Though he said that police are often doing their jobs and controlling crime, Johnson agreed that in some instances police appear to be overstepping boundaries as in the Bronaugh case where a video camera caught a Cleveland Fifth District police officer seemingly slamming Destini Bronaugh up against the police cruiser after arresting her in connection with the student protest. She had questioned the arrest of her protesting younger sister, a juvenile charged also with crimes relative to the peaceful protest but exonerated when a Cuyahoga County Juvenile Court magistrate last year dismissed all charges against her.

Destini Brounaaugh graduated from Collinwood High School last summer and her mother says the malicious prosecution of her daughter has wreaked havoc on the family.

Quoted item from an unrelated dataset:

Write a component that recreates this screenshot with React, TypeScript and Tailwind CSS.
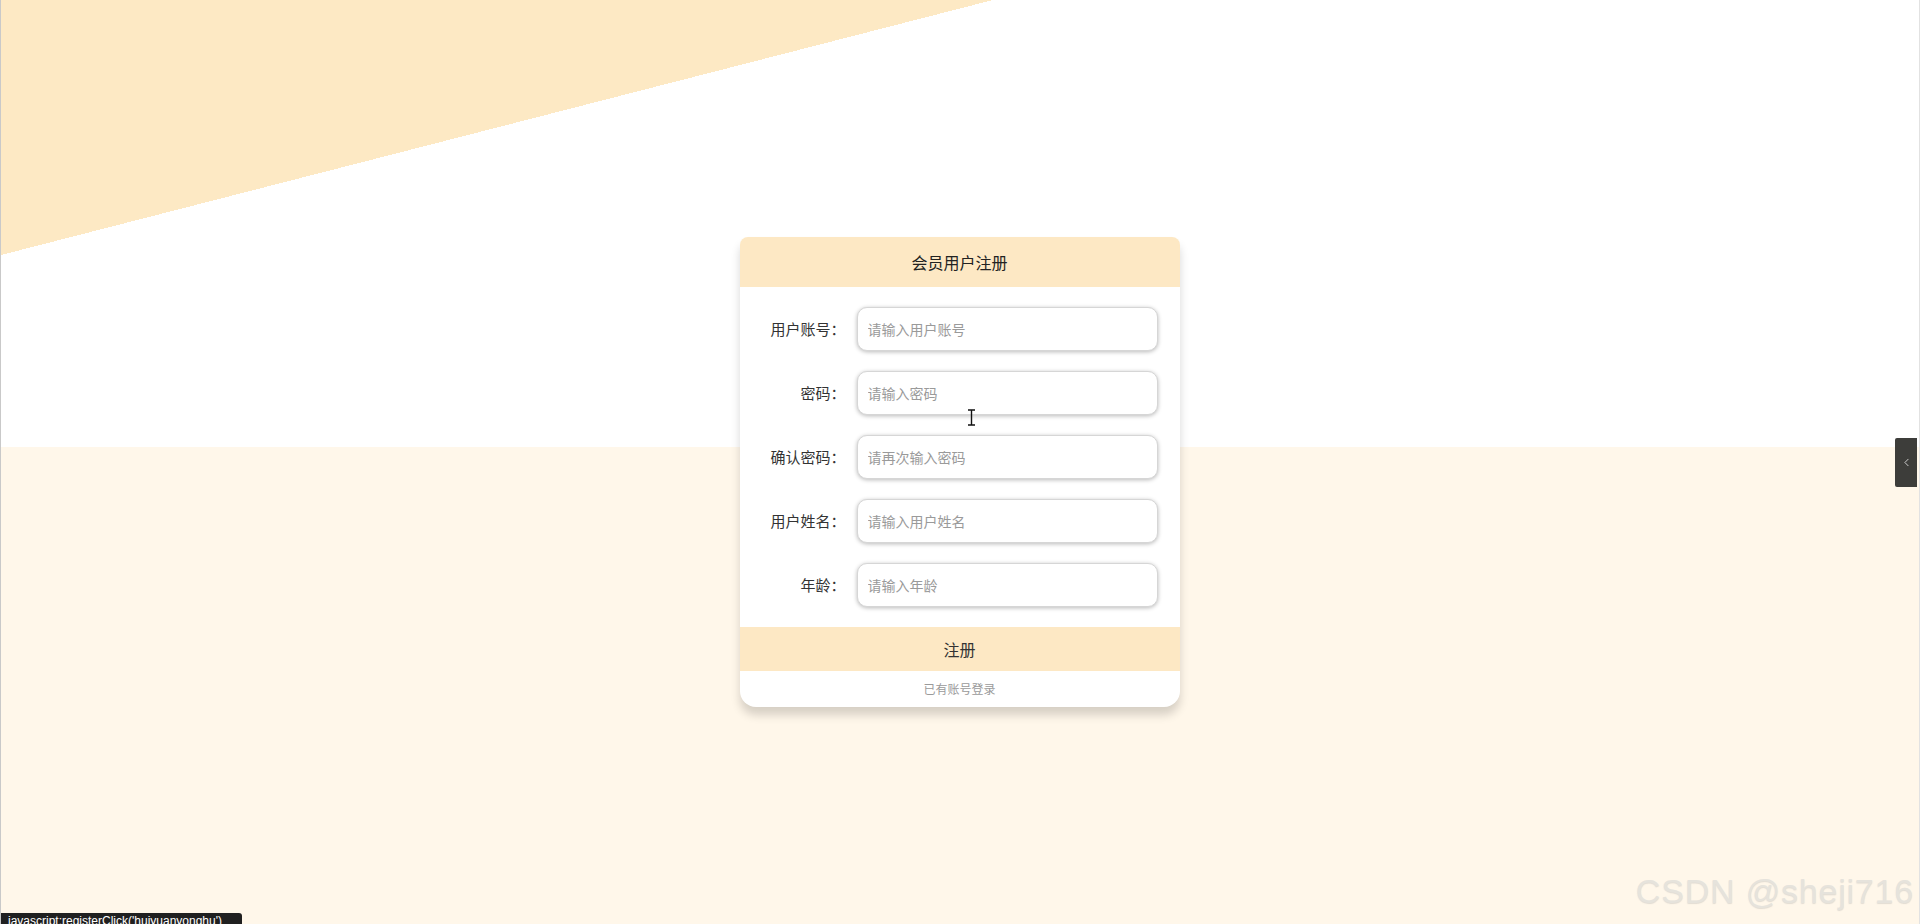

"It is teribble," said Tina Bronaugh.

The councilman endorsed the group's demand for judicial reform as to the necessity of a state law requiring that all trial court judges be assigned and reassigned to cases by random draw at all times to ensure due process protections. He would not immediately commit to support their request to help them lobby state legislators for a law requiring that Ohio trial court judges are no longer represented by the offices of county and city prosecutors and law directors in proceedings alleging impropriety by people that come before them because they bring the criminal charges against people and in essence become the attorneys of the judges with undue influence over them.

“Who would represent the judges,” said Johnson, prompting Coleman to say a separate and unbiased venue of attorneys hired for that purpose that do not participate in the prosecutorial process.

Valerie Robinson, a member of the Imperial Women, said that Johnson did a fine job running the meeting and that the group appreciates his support.